_What the task requires_. Extract every line of the material that holds the string "this".

___ Records to use

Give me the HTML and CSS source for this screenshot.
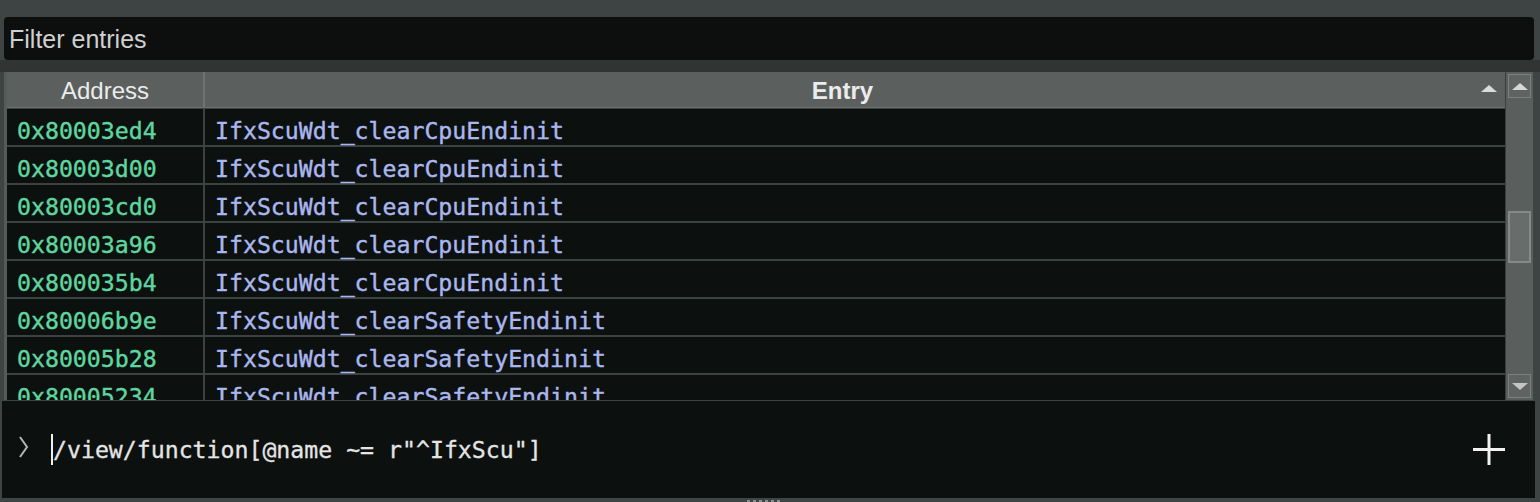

______
___ Records to use

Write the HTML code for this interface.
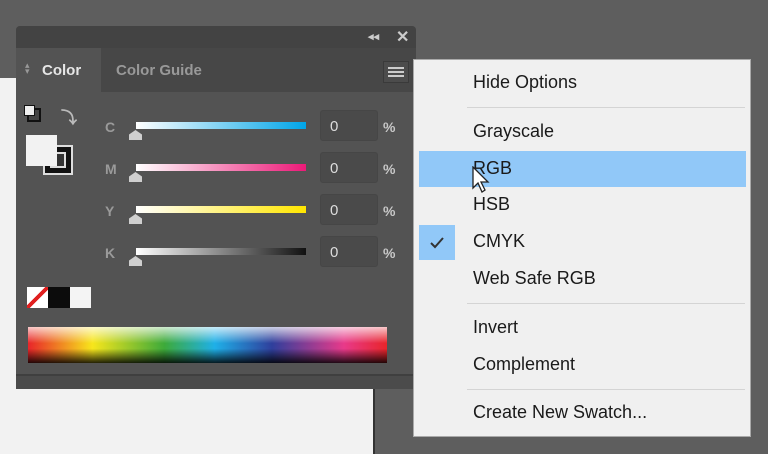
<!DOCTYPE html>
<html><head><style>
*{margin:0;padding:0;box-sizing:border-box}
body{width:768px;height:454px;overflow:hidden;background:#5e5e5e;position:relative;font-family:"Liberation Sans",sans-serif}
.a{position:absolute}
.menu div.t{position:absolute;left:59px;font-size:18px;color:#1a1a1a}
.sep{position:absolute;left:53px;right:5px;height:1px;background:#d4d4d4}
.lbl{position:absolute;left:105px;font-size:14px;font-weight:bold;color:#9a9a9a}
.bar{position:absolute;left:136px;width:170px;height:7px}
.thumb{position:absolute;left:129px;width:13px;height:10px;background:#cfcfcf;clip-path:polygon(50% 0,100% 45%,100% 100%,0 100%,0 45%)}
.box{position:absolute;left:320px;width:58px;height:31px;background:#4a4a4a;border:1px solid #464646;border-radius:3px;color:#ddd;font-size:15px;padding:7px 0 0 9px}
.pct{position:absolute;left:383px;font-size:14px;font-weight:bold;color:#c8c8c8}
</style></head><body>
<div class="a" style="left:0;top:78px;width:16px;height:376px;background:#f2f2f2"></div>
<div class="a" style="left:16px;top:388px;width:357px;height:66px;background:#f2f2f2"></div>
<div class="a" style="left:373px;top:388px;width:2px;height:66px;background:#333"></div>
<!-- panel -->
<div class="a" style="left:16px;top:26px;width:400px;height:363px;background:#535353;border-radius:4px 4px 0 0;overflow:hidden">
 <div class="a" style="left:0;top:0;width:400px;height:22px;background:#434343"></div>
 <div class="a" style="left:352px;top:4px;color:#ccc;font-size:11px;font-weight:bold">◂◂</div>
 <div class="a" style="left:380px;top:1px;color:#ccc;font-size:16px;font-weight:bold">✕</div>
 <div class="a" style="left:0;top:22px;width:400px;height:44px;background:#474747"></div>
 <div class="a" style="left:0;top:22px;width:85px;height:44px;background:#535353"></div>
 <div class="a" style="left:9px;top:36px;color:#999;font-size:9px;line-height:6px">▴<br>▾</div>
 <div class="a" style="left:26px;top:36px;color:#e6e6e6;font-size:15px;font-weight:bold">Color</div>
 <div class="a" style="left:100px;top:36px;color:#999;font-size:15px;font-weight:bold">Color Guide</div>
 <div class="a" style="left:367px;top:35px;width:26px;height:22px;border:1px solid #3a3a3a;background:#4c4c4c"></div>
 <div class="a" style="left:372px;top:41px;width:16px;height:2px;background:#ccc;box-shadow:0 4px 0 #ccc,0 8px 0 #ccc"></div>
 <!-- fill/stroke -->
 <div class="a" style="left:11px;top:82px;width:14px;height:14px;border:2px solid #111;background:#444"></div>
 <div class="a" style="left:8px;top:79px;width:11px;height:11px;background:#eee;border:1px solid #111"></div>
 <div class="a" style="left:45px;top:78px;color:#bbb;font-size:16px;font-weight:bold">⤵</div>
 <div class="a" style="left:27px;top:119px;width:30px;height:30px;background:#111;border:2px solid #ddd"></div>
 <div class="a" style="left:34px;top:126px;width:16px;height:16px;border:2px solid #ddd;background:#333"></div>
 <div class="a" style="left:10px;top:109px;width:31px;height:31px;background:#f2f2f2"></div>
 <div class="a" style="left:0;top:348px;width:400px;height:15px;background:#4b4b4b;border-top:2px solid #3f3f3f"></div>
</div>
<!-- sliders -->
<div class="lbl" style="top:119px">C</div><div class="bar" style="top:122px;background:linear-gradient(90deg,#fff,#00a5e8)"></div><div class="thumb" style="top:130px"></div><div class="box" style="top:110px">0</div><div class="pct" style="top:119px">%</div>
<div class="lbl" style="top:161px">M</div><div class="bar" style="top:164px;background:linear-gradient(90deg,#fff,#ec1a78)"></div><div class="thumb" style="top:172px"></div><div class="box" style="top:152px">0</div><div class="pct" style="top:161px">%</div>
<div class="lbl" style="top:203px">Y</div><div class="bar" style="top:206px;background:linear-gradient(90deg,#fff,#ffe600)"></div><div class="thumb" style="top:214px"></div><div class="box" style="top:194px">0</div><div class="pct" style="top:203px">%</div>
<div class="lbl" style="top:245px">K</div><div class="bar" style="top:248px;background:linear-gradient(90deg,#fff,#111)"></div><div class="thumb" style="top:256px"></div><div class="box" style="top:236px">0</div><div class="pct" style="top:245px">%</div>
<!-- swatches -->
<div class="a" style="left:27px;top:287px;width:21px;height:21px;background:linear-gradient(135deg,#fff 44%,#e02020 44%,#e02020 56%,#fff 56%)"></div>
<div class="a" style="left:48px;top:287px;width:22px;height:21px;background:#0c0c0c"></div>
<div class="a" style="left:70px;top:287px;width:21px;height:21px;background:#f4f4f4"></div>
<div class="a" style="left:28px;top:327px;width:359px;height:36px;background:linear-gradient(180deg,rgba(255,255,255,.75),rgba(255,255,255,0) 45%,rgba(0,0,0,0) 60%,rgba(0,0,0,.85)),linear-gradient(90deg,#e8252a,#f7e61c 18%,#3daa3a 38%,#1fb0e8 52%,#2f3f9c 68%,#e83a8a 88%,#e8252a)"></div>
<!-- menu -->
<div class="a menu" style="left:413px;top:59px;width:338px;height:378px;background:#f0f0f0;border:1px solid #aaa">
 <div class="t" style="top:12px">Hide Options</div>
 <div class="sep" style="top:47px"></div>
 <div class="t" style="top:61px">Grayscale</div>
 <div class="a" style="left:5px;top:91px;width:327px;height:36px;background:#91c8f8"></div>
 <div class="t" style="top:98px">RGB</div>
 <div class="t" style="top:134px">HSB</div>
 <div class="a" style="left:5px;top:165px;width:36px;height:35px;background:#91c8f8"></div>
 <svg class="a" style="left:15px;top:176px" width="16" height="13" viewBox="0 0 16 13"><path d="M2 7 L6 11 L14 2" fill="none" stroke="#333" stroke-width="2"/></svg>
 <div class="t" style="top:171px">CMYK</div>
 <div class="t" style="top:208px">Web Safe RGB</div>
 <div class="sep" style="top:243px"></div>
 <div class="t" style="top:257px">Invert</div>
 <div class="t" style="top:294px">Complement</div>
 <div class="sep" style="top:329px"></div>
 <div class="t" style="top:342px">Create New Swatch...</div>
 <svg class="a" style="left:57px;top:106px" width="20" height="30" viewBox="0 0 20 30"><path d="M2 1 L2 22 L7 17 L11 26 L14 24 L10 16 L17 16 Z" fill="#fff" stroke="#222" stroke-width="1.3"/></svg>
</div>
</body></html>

______
___ Records to use

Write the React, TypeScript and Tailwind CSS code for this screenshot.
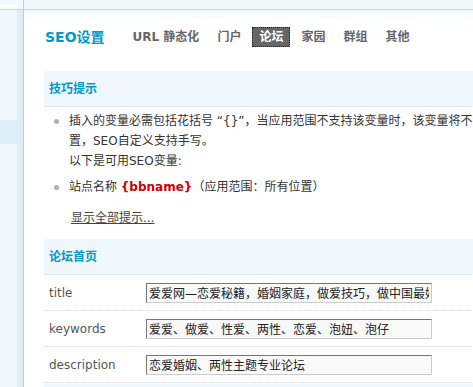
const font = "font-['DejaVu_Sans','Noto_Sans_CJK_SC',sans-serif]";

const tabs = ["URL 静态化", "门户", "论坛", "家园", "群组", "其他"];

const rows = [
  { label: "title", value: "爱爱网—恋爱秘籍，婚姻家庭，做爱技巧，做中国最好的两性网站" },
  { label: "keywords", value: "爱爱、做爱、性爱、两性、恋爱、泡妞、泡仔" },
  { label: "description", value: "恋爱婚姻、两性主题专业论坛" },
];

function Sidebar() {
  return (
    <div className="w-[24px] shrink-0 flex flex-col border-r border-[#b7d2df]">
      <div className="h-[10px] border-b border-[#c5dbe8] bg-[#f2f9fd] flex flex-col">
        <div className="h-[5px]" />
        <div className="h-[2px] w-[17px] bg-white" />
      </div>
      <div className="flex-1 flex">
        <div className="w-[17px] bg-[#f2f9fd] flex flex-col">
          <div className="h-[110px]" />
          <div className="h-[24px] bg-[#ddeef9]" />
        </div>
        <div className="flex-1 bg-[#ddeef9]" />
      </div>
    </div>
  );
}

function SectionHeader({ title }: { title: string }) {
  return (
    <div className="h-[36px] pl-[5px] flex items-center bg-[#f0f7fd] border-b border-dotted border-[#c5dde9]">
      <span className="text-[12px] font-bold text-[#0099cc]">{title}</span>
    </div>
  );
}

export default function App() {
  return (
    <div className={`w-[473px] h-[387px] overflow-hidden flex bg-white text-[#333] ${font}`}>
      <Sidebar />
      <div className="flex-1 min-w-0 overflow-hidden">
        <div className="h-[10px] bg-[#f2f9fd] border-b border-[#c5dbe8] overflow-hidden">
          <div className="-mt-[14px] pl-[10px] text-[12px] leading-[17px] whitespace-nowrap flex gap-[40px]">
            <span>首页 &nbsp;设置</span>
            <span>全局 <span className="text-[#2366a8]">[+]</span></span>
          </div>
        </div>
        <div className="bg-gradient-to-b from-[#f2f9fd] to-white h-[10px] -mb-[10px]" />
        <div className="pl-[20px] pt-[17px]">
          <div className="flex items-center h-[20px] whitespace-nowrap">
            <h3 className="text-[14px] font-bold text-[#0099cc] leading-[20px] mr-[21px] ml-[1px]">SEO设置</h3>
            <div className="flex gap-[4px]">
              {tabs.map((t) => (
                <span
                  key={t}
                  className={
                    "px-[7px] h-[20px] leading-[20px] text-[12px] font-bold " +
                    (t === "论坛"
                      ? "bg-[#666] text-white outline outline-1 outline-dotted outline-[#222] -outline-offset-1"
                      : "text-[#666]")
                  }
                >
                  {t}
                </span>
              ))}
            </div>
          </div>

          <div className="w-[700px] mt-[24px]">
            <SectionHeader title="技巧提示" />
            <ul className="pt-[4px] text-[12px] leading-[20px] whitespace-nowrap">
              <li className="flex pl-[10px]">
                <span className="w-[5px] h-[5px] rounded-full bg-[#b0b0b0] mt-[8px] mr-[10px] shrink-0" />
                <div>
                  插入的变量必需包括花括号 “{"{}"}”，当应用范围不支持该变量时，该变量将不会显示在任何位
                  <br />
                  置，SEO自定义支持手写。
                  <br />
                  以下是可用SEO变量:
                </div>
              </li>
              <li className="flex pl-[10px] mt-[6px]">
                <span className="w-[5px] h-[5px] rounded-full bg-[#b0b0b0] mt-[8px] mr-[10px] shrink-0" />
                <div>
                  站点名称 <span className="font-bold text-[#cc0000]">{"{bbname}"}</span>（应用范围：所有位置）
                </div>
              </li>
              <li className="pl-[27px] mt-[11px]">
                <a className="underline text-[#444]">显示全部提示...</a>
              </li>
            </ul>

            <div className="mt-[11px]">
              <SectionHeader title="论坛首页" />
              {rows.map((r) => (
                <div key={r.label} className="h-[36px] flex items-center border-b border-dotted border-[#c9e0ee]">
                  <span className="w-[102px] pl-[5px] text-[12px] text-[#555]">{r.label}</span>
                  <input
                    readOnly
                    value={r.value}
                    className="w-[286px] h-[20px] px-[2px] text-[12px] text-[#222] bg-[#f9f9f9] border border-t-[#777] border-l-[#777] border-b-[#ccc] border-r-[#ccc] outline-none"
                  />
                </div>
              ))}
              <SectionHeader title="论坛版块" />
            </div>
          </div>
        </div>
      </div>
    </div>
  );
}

______

_Response below_.
Give me the HTML and CSS source for this screenshot.
Write the HTML code for this interface.
Write the React, TypeScript and Tailwind CSS code for this screenshot.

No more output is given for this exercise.